Acceptance Scenarios:

  1. Given a skill definition is missing the required name field, When a user requests a skill scan, Then the response is categorized as a validation failure and includes a message equivalent to "SKILL.md missing required field: name".
  2. Given a skill definition has a user-correctable formatting or manifest validation problem, When a user requests a skill scan, Then the response provides an actionable validation message rather than a generic internal failure.
  3. Given a malformed skill definition fails validation, When the failure is returned to a caller, Then the caller can distinguish the problem from an unexpected server fault.

User Story 2 - Preserve Genuine Server Fault Handling (Priority: P2)

As an operator, I need unexpected scan failures to remain distinguishable from user-correctable validation issues, so incident triage and alerting can focus on real platform faults.

Why this priority: The fix must not hide genuine service failures as user input errors.

Independent Test: Trigger a non-validation scan failure and verify it remains reported as an internal failure while malformed skill definitions are reported as validation failures.

Acceptance Scenarios:

  1. Given a scan fails for an unexpected internal reason, When the failure is returned, Then the response remains categorized as an internal failure.
  2. Given a scan fails because the submitted skill definition is invalid, When the failure is returned, Then the response is categorized as a validation failure.

User Story 3 - Keep Valid Skill Scans Unchanged (Priority: P3)

As a skill author, I need valid skill scans to continue succeeding with the same usable result, so the error-handling improvement does not disrupt the normal scan workflow.

Why this priority: The bugfix should be narrowly scoped and preserve existing successful behavior.
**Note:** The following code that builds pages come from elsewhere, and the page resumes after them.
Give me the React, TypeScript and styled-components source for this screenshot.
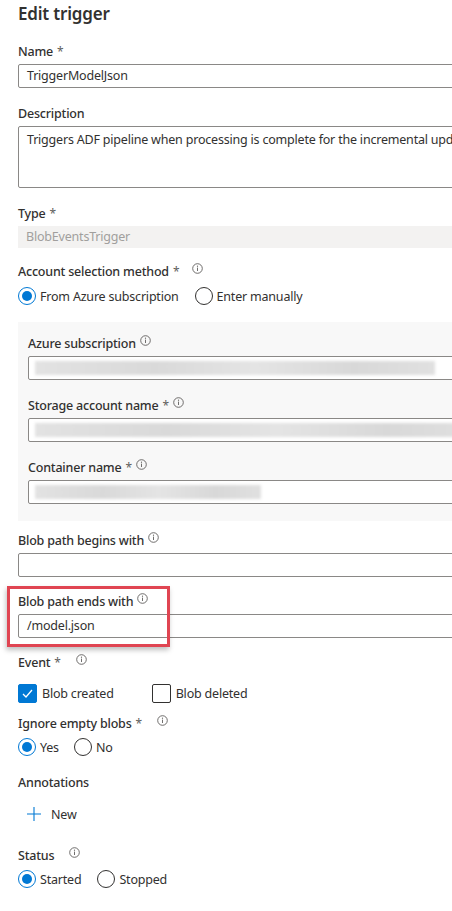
import React from 'react';
import styled, { createGlobalStyle } from 'styled-components';

const GlobalStyle = createGlobalStyle`
  html, body {
    margin: 0;
    padding: 0;
    background: #ffffff;
    overflow: hidden;
  }
  body {
    font-family: 'Segoe UI', 'Noto Sans', 'Open Sans', sans-serif;
    color: #323130;
    letter-spacing: -0.2px;
  }
`;

const InfoIcon: React.FC = () => (
  <InfoWrap>
    <svg width="11" height="11" viewBox="0 0 11 11">
      <circle cx="5.5" cy="5.5" r="4.8" fill="none" stroke="#605e5c" strokeWidth="0.9" />
      <line x1="5.5" y1="4.6" x2="5.5" y2="8" stroke="#605e5c" strokeWidth="0.9" />
      <circle cx="5.5" cy="3.2" r="0.6" fill="#605e5c" />
    </svg>
  </InfoWrap>
);

const Radio: React.FC<{ checked?: boolean; label: string }> = ({ checked, label }) => (
  <Option>
    <RadioCircle checked={checked}>{checked && <RadioDot />}</RadioCircle>
    <OptionText>{label}</OptionText>
  </Option>
);

const Check: React.FC<{ checked?: boolean; label: string }> = ({ checked, label }) => (
  <Option>
    <CheckBox checked={checked}>
      {checked && (
        <svg width="13" height="13" viewBox="0 0 13 13">
          <path d="M2 7 L5 10 L11 3" fill="none" stroke="#fff" strokeWidth="1.3" />
        </svg>
      )}
    </CheckBox>
    <OptionText>{label}</OptionText>
  </Option>
);

const App: React.FC = () => {
  return (
    <>
      <GlobalStyle />
      <Page>
        <Title>Edit trigger</Title>

        <Field gap={16}>
          <Label>Name <Req>*</Req></Label>
          <TextInput>TriggerModelJson</TextInput>
        </Field>

        <Field gap={16}>
          <Label>Description</Label>
          <TextArea>Triggers ADF pipeline when processing is complete for the incremental update</TextArea>
        </Field>

        <Field gap={14}>
          <Label>Type <Req>*</Req></Label>
          <ReadOnly>BlobEventsTrigger</ReadOnly>
        </Field>

        <Field gap={16}>
          <Label>Account selection method <Req>*</Req><Spacer w={9} /><InfoIcon /></Label>
          <OptionRow top={4} spacing={16}>
            <Radio checked label="From Azure subscription" />
            <Radio label="Enter manually" />
          </OptionRow>
        </Field>

        <Panel>
          <Field gap={16}>
            <Label>Azure subscription <InfoIcon /></Label>
            <TextInput><Blur w={400} /></TextInput>
          </Field>
          <Field gap={16}>
            <Label>Storage account name <Req>*</Req> <InfoIcon /></Label>
            <TextInput><Blur w={440} /></TextInput>
          </Field>
          <Field gap={0}>
            <Label>Container name <Req>*</Req> <InfoIcon /></Label>
            <TextInput><Blur w={226} /></TextInput>
          </Field>
        </Panel>

        <Field gap={15}>
          <Label>Blob path begins with <InfoIcon /></Label>
          <TextInput />
        </Field>

        <Field gap={15}>
          <Highlight />
          <Label>Blob path ends with <InfoIcon /></Label>
          <TextInput>/model.json</TextInput>
        </Field>

        <Field gap={11}>
          <Label>Event <Req>*</Req><Spacer w={11} /><InfoIcon /></Label>
          <OptionRow top={10} spacing={38}>
            <Check checked label="Blob created" />
            <Check label="Blob deleted" />
          </OptionRow>
        </Field>

        <Field gap={16}>
          <Label>Ignore empty blobs <Req>*</Req><Spacer w={11} /><InfoIcon /></Label>
          <OptionRow top={3} spacing={15}>
            <Radio checked label="Yes" />
            <Radio label="No" />
          </OptionRow>
        </Field>

        <Field gap={21}>
          <Label>Annotations</Label>
          <NewButton>
            <svg width="16" height="16" viewBox="0 0 16 16">
              <path d="M8 1 V15 M1 8 H15" stroke="#0078d4" strokeWidth="1.1" fill="none" />
            </svg>
            <span>New</span>
          </NewButton>
        </Field>

        <Field gap={0}>
          <Label>Status<Spacer w={11} /><InfoIcon /></Label>
          <OptionRow top={3} spacing={16}>
            <Radio checked label="Started" />
            <Radio label="Stopped" />
          </OptionRow>
        </Field>
      </Page>
    </>
  );
};

const Page = styled.div`
  width: 452px;
  height: 911px;
  overflow: hidden;
  padding: 0 0 0 18px;
  box-sizing: border-box;
  display: flex;
  flex-direction: column;
`;

const Title = styled.h1`
  font-size: 17px;
  font-weight: 600;
  line-height: 28px;
  margin: 0 0 14px 0;
  color: #323130;
`;

const Field = styled.div<{ gap: number }>`
  position: relative;
  display: flex;
  flex-direction: column;
  margin-bottom: ${p => p.gap}px;
`;

const Label = styled.div`
  display: flex;
  align-items: center;
  font-size: 12.5px;
  font-weight: 500;
  line-height: 20px;
  height: 20px;
  margin-bottom: 2px;
  color: #323130;
  white-space: nowrap;
`;

const Req = styled.span`
  color: #605e5c;
  font-weight: 400;
  font-size: 12px;
  margin-left: 4px;
  align-self: flex-start;
`;

const Spacer = styled.span<{ w: number }>`
  display: inline-block;
  width: ${p => p.w}px;
`;

const InfoWrap = styled.span`
  display: inline-flex;
  align-self: flex-start;
  margin-left: 4px;
  margin-top: 1px;
`;

const TextInput = styled.div`
  width: 480px;
  height: 24px;
  box-sizing: border-box;
  border: 1px solid #8a8886;
  border-radius: 2px;
  background: #ffffff;
  font-size: 12.5px;
  line-height: 22px;
  padding: 0 8px;
  display: flex;
  align-items: center;
  color: #323130;
  white-space: nowrap;
  overflow: hidden;
`;

const TextArea = styled.div`
  width: 480px;
  height: 62px;
  box-sizing: border-box;
  border: 1px solid #8a8886;
  border-radius: 2px;
  font-size: 12.5px;
  line-height: 20px;
  padding: 3px 8px;
  color: #323130;
  white-space: normal;
  overflow: hidden;
`;

const ReadOnly = styled.div`
  width: 480px;
  height: 22px;
  background: #f3f2f1;
  color: #a19f9d;
  font-size: 12.5px;
  line-height: 22px;
  padding: 0 8px;
  box-sizing: border-box;
`;

const OptionRow = styled.div<{ top: number; spacing: number }>`
  display: flex;
  align-items: center;
  gap: ${p => p.spacing}px;
  margin-top: ${p => p.top - 2}px;
  height: 20px;
`;

const Option = styled.label`
  display: flex;
  align-items: center;
  gap: 4px;
`;

const OptionText = styled.span`
  font-size: 12.5px;
  color: #323130;
`;

const RadioCircle = styled.span<{ checked?: boolean }>`
  width: 18px;
  height: 18px;
  box-sizing: border-box;
  border-radius: 50%;
  border: 1px solid ${p => (p.checked ? '#0078d4' : '#323130')};
  display: flex;
  align-items: center;
  justify-content: center;
`;

const RadioDot = styled.span`
  width: 10px;
  height: 10px;
  border-radius: 50%;
  background: #0078d4;
`;

const CheckBox = styled.span<{ checked?: boolean }>`
  width: 19px;
  height: 19px;
  box-sizing: border-box;
  border-radius: 2px;
  border: 1px solid ${p => (p.checked ? '#0078d4' : '#323130')};
  background: ${p => (p.checked ? '#0078d4' : '#ffffff')};
  display: flex;
  align-items: center;
  justify-content: center;
  margin-right: 1px;
`;

const Panel = styled.div`
  width: 480px;
  background: #f8f8f8;
  padding: 12px 10px 17px 10px;
  box-sizing: border-box;
  margin-bottom: 10px;
  display: flex;
  flex-direction: column;
`;

const Blur = styled.span<{ w: number }>`
  display: block;
  width: ${p => p.w}px;
  height: 14px;
  margin-left: -2px;
  background: linear-gradient(90deg, #e2e2e2, #d9d9d9 30%, #e4e4e4 55%, #d8d8d8 80%, #e0e0e0);
  filter: blur(1.5px);
`;

const Highlight = styled.div`
  position: absolute;
  left: -11px;
  top: -6px;
  width: 163px;
  height: 61px;
  border: 3px solid #e04552;
  box-sizing: border-box;
  box-shadow: -1px 3px 5px rgba(0, 0, 0, 0.25);
  pointer-events: none;
  z-index: 1;
`;

const NewButton = styled.div`
  display: flex;
  align-items: center;
  gap: 9px;
  margin-top: 8px;
  padding-left: 8px;
  height: 22px;
  font-size: 12.5px;
  color: #323130;
`;

export default App;
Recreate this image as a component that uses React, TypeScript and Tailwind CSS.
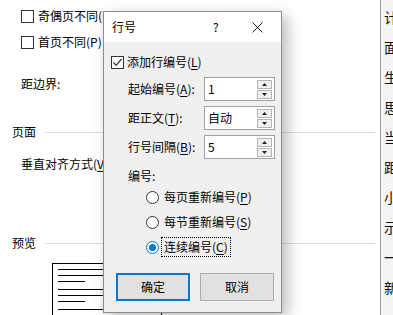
import React from 'react';

const FONT = { fontFamily: '"Noto Sans CJK SC", "Noto Sans", sans-serif' };

function Box({ checked = false }: { checked?: boolean }) {
  return (
    <span className="w-[13px] h-[13px] border border-[#333] bg-white flex items-center justify-center shrink-0">
      {checked && (
        <svg width="11" height="11" viewBox="0 0 11 11">
          <polyline points="1.5,5.5 4.2,8.3 9.5,2" fill="none" stroke="#333" strokeWidth="1.2" />
        </svg>
      )}
    </span>
  );
}

function Radio({ on = false }: { on?: boolean }) {
  return (
    <span
      className={`w-[13px] h-[13px] rounded-full border bg-white flex items-center justify-center shrink-0 ${
        on ? 'border-[#0078d7]' : 'border-[#333]'
      }`}
    >
      {on && <span className="w-[7px] h-[7px] rounded-full bg-[#0078d7]"></span>}
    </span>
  );
}

function Acc({ k }: { k: string }) {
  return (
    <>
      (<span className="underline underline-offset-2">{k}</span>)
    </>
  );
}

function Spin({ value }: { value: string }) {
  return (
    <div className="w-[71px] h-[24px] border border-[#a0a0a0] bg-white flex items-center justify-between pl-[3px] pr-[2px]">
      <span className="text-[12px] leading-[16px]">{value}</span>
      <div className="flex flex-col gap-[1px]">
        <span className="w-[15px] h-[9px] border border-[#b5b5b5] bg-[#f0f0f0] flex items-center justify-center">
          <svg width="5" height="3" viewBox="0 0 5 3"><polygon points="2.5,0 5,3 0,3" fill="#222" /></svg>
        </span>
        <span className="w-[15px] h-[9px] border border-[#b5b5b5] bg-[#f0f0f0] flex items-center justify-center">
          <svg width="5" height="3" viewBox="0 0 5 3"><polygon points="0,0 5,0 2.5,3" fill="#222" /></svg>
        </span>
      </div>
    </div>
  );
}

function PreviewLines() {
  const groups = [0, 1, 2];
  return (
    <div className="flex flex-col gap-[7px] pt-[5px] pl-[5px]">
      {groups.map((g) => (
        <div key={g} className="flex flex-col gap-[5px]">
          <div className="h-[1px] w-[60px] bg-black"></div>
          <div className="h-[1px] w-[60px] bg-black"></div>
          <div className="h-[1px] w-[27px] bg-black"></div>
        </div>
      ))}
    </div>
  );
}

export default function App() {
  const strip = ['计', '面', '生', '思', '当', '距', '小', '示', '一', '新'];

  return (
    <div className="relative w-[393px] h-[315px] overflow-hidden bg-white text-black flex" style={FONT}>
      {/* background: page setup panel */}
      <div className="w-[380px] shrink-0 text-[12px] leading-[16px]">
        <div className="flex items-center gap-[4px] pl-[21px] mt-[8px]">
          <Box />
          <span>奇偶页不同(E)</span>
        </div>
        <div className="flex items-center gap-[4px] pl-[21px] mt-[10px]">
          <Box />
          <span>首页不同(P)</span>
        </div>
        <div className="pl-[21px] mt-[26px]">距边界:</div>

        <div className="flex items-center pl-[12px] pr-[5px] mt-[32px]">
          <span>页面</span>
          <div className="flex-1 h-[1px] bg-[#dcdcdc] ml-[9px]"></div>
        </div>
        <div className="pl-[21px] mt-[16px]">
          垂直对齐方式(<span className="underline underline-offset-2">V</span>):
        </div>

        <div className="flex items-center pl-[12px] pr-[5px] mt-[63px]">
          <span>预览</span>
          <div className="flex-1 h-[1px] bg-[#dcdcdc] ml-[9px]"></div>
        </div>
        <div className="ml-[52px] mt-[12px] w-[110px] h-[80px] border border-black bg-white">
          <PreviewLines />
        </div>
      </div>

      {/* right document strip */}
      <div className="flex-1 border-l border-[#9a9a9a] bg-[#f4f4f4] overflow-hidden pl-[3px]">
        <div className="flex flex-col text-[14px] leading-[30px] pt-[2px] text-[#111] w-[30px]">
          {strip.map((c, i) => (
            <span key={i}>{c}</span>
          ))}
        </div>
      </div>

      {/* 行号 dialog */}
      <div className="absolute left-[103px] top-[11px] w-[179px] h-[302px] border border-[#8c8c8c] bg-[#f0f0f0] shadow-[5px_5px_14px_rgba(0,0,0,0.28)] flex flex-col text-[12px] leading-[16px]">
        <div className="h-[30px] bg-white flex items-center pl-[8px] shrink-0">
          <span className="text-[12px]">行号</span>
          <span className="ml-[77px] text-[12px]">?</span>
          <svg className="ml-[33px]" width="11" height="11" viewBox="0 0 11 11">
            <path d="M0.5 0.5 L10.5 10.5 M10.5 0.5 L0.5 10.5" stroke="#222" strokeWidth="1" />
          </svg>
        </div>

        <div className="flex flex-col">
          <div className="flex items-center gap-[3px] pl-[7px] mt-[12px] h-[16px]">
            <Box checked />
            <span>
              添加行编号<Acc k="L" />
            </span>
          </div>

          <div className="flex flex-col gap-[5px] mt-[7px] pl-[24px]">
            {[
              { label: '起始编号', k: 'A', value: '1' },
              { label: '距正文', k: 'T', value: '自动' },
              { label: '行号间隔', k: 'B', value: '5' },
            ].map((r) => (
              <div key={r.k} className="flex items-center h-[24px]">
                <span className="w-[76px]">
                  {r.label}
                  <Acc k={r.k} />:
                </span>
                <Spin value={r.value} />
              </div>
            ))}
          </div>

          <div className="pl-[24px] mt-[9px] h-[16px]">编号:</div>

          <div className="flex flex-col gap-[5px] mt-[3px] pl-[42px]">
            {[
              { label: '每页重新编号', k: 'P', on: false },
              { label: '每节重新编号', k: 'S', on: false },
              { label: '连续编号', k: 'C', on: true },
            ].map((r) => (
              <div key={r.k} className="flex items-center h-[20px]">
                <Radio on={r.on} />
                <span
                  className={`ml-[2px] px-[2px] py-[1px] ${
                    r.on ? 'border border-dotted border-black' : 'border border-transparent'
                  }`}
                >
                  {r.label}
                  <Acc k={r.k} />
                </span>
              </div>
            ))}
          </div>

          <div className="flex gap-[10px] pl-[12px] mt-[16px]">
            <button className="w-[74px] h-[28px] border-2 border-[#0078d7] bg-[#e1e1e1] text-[12px]">确定</button>
            <button className="w-[74px] h-[28px] border border-[#adadad] bg-[#e1e1e1] text-[12px]">取消</button>
          </div>
        </div>
      </div>
    </div>
  );
}
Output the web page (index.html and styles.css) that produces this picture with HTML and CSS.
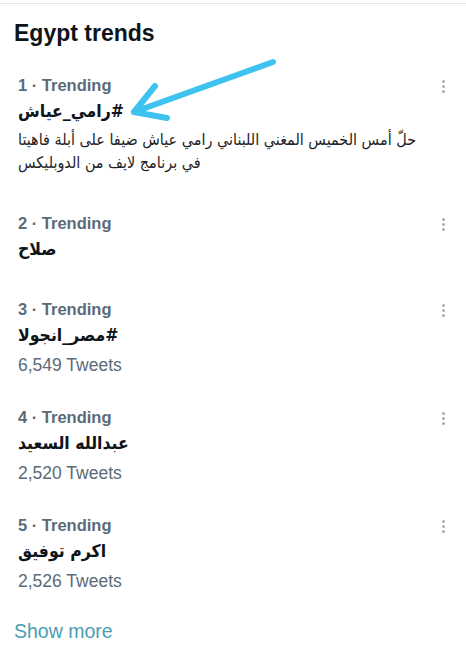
FILE: index.html
```html
<!DOCTYPE html>
<html lang="en">
<head>
  <meta charset="UTF-8">
  <meta name="viewport" content="width=device-width, initial-scale=1.0">
  <title>Egypt trends</title>
  <link rel="stylesheet" href="styles.css">
</head>
<body>
  <div class="topline"></div>

  <section class="panel">
    <h2 class="panel-title">Egypt trends</h2>

    <div class="trend">
      <div class="trend-body">
        <div class="trend-meta">1 · Trending</div>
        <div class="trend-name" dir="rtl">#رامي_عياش</div>
        <div class="trend-desc" dir="rtl">حلّ أمس الخميس المغني اللبناني رامي عياش ضيفا على أبلة فاهيتا في برنامج لايف من الدوبليكس</div>
      </div>
      <div class="trend-more"><span></span><span></span><span></span></div>
    </div>

    <div class="trend">
      <div class="trend-body">
        <div class="trend-meta">2 · Trending</div>
        <div class="trend-name" dir="rtl">صلاح</div>
      </div>
      <div class="trend-more"><span></span><span></span><span></span></div>
    </div>

    <div class="trend">
      <div class="trend-body">
        <div class="trend-meta">3 · Trending</div>
        <div class="trend-name" dir="rtl">#مصر_انجولا</div>
        <div class="trend-count">6,549 Tweets</div>
      </div>
      <div class="trend-more"><span></span><span></span><span></span></div>
    </div>

    <div class="trend">
      <div class="trend-body">
        <div class="trend-meta">4 · Trending</div>
        <div class="trend-name" dir="rtl">عبدالله السعيد</div>
        <div class="trend-count">2,520 Tweets</div>
      </div>
      <div class="trend-more"><span></span><span></span><span></span></div>
    </div>

    <div class="trend">
      <div class="trend-body">
        <div class="trend-meta">5 · Trending</div>
        <div class="trend-name" dir="rtl">اكرم توفيق</div>
        <div class="trend-count">2,526 Tweets</div>
      </div>
      <div class="trend-more"><span></span><span></span><span></span></div>
    </div>

    <a class="show-more" href="#">Show more</a>
  </section>

  <!-- hand drawn arrow on top of the screenshot -->
  <svg class="arrow" width="466" height="663" viewBox="0 0 466 663">
    <g fill="none" stroke="#3ec3f0" stroke-width="6" stroke-linecap="round" stroke-linejoin="round">
      <path d="M273 62 L134 112"/>
      <path d="M155 86 L134 112 L167 118"/>
    </g>
  </svg>
</body>
</html>
```

FILE: styles.css
```css
body {
  margin: 0;
  background: #fff;
  font-family: "Liberation Sans", "DejaVu Sans", sans-serif;
  color: #0f1419;
  position: relative;
  overflow: hidden;
}

.topline {
  margin-top: 3px;
  height: 1px;
  background: #e1e6e9;
}

.panel {
  display: flex;
  flex-direction: column;
}

.panel-title {
  margin: 15px 0 9px;
  padding: 0 14px;
  font-size: 23px;
  line-height: 28px;
  font-weight: bold;
  color: #0f1419;
}

.trend {
  display: flex;
  justify-content: space-between;
  padding: 17px 18px 14px 18px;
}

.trend-body {
  display: flex;
  flex-direction: column;
  flex: 1;
}

.trend-meta {
  font-size: 16.5px;
  line-height: 24px;
  font-weight: bold;
  color: #5b6b78;
}

.trend-name,
.trend-desc {
  font-family: "DejaVu Sans Condensed", "DejaVu Sans", sans-serif;
  text-align: left;
}

.trend-name {
  font-size: 17.5px;
  line-height: 28px;
  font-weight: bold;
  color: #0f1419;
}

.trend-name:last-child {
  margin-bottom: 3px;
}

.trend-desc {
  margin: 3px 0 6px;
  max-width: 410px;
  font-size: 16px;
  line-height: 23px;
  color: #1f2326;
}

.trend-count {
  margin-top: 7px;
  font-size: 17.5px;
  line-height: 18px;
  color: #5b6b78;
}

.trend-more {
  display: flex;
  flex-direction: column;
  gap: 2px;
  padding: 7px 3px 0 0;
}

.trend-more span {
  width: 3px;
  height: 3px;
  border-radius: 50%;
  background: #a3adb5;
}

.show-more {
  margin-top: 15px;
  padding: 0 14px;
  font-size: 19.5px;
  line-height: 24px;
  color: #4b9db3;
  text-decoration: none;
}

.arrow {
  position: absolute;
  top: 0;
  left: 0;
  pointer-events: none;
}
```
Independent Test: Submit a valid skill definition and verify the scan succeeds with the expected result.

Acceptance Scenarios:

  1. Given a valid skill definition, When a user requests a skill scan, Then the scan completes successfully and returns the normal scan result.
  2. Given a previously supported valid skill definition, When it is scanned after this change, Then it is not rejected by the new validation-error handling.

Edge Cases

  • A skill definition is missing more than one required field; the response should include the first actionable validation message available from the scan process.
  • A skill definition file is present but malformed enough that required metadata cannot be read; the response should still be categorized as a validation failure if the failure is user-correctable.
  • A validation message contains filesystem or environment details; the user-facing response should remain actionable while avoiding unnecessary sensitive implementation details.
  • Concurrent malformed scan requests should each receive validation feedback without affecting valid scan requests.

Requirements (mandatory)

Functional Requirements

  • FR-001: The system MUST classify known skill definition loading and validation failures as caller-correctable validation failures.
  • FR-002: The system MUST return the original actionable validation message for known skill definition validation failures, including missing required field names when available.
  • FR-003: The system MUST NOT return a generic internal scan error for known skill definition validation failures.
  • FR-004: The system MUST preserve the existing internal-failure response category for unexpected scan failures that are not caused by invalid skill definitions.
  • FR-005: The system MUST preserve successful scan behavior for valid skill definitions.
  • FR-006: The system MUST ensure the validation response allows automated callers to distinguish validation failures from internal service faults.
  • FR-007: The system MUST avoid exposing unnecessary filesystem paths, stack traces, credentials, tokens, or other sensitive runtime details in user-facing validation responses.

Key Entities

  • Skill Submission: A user-provided skill directory or skill definition being scanned; includes metadata and instruction content required for validation.
  • Validation Failure: A caller-correctable problem with the skill submission, such as missing required metadata or malformed skill definition content.
  • Scan Result: The outcome returned to the caller after a scan request, either a successful result, a validation failure, or an internal failure.

Assumptions

  • Missing required skill metadata, malformed skill definition content, and skill loading errors caused by the submitted skill are considered user-correctable validation failures.
  • Unexpected runtime faults, unavailable dependencies, and platform defects remain internal failures.
  • The validation message can be safely surfaced after excluding stack traces and sensitive runtime details.

Success Criteria (mandatory)

Measurable Outcomes

  • SC-001: 100% of scan requests with a skill definition missing the required name field return an actionable validation failure instead of a generic internal failure.
  • SC-002: 100% of known user-correctable skill loading and validation failures are distinguishable from internal service faults by automated callers.
  • SC-003: 0 successful scans for valid skill definitions regress because of the validation-error handling change.
  • SC-004: A skill author can identify the missing or malformed skill metadata from the scan response in under 1 minute without consulting service logs.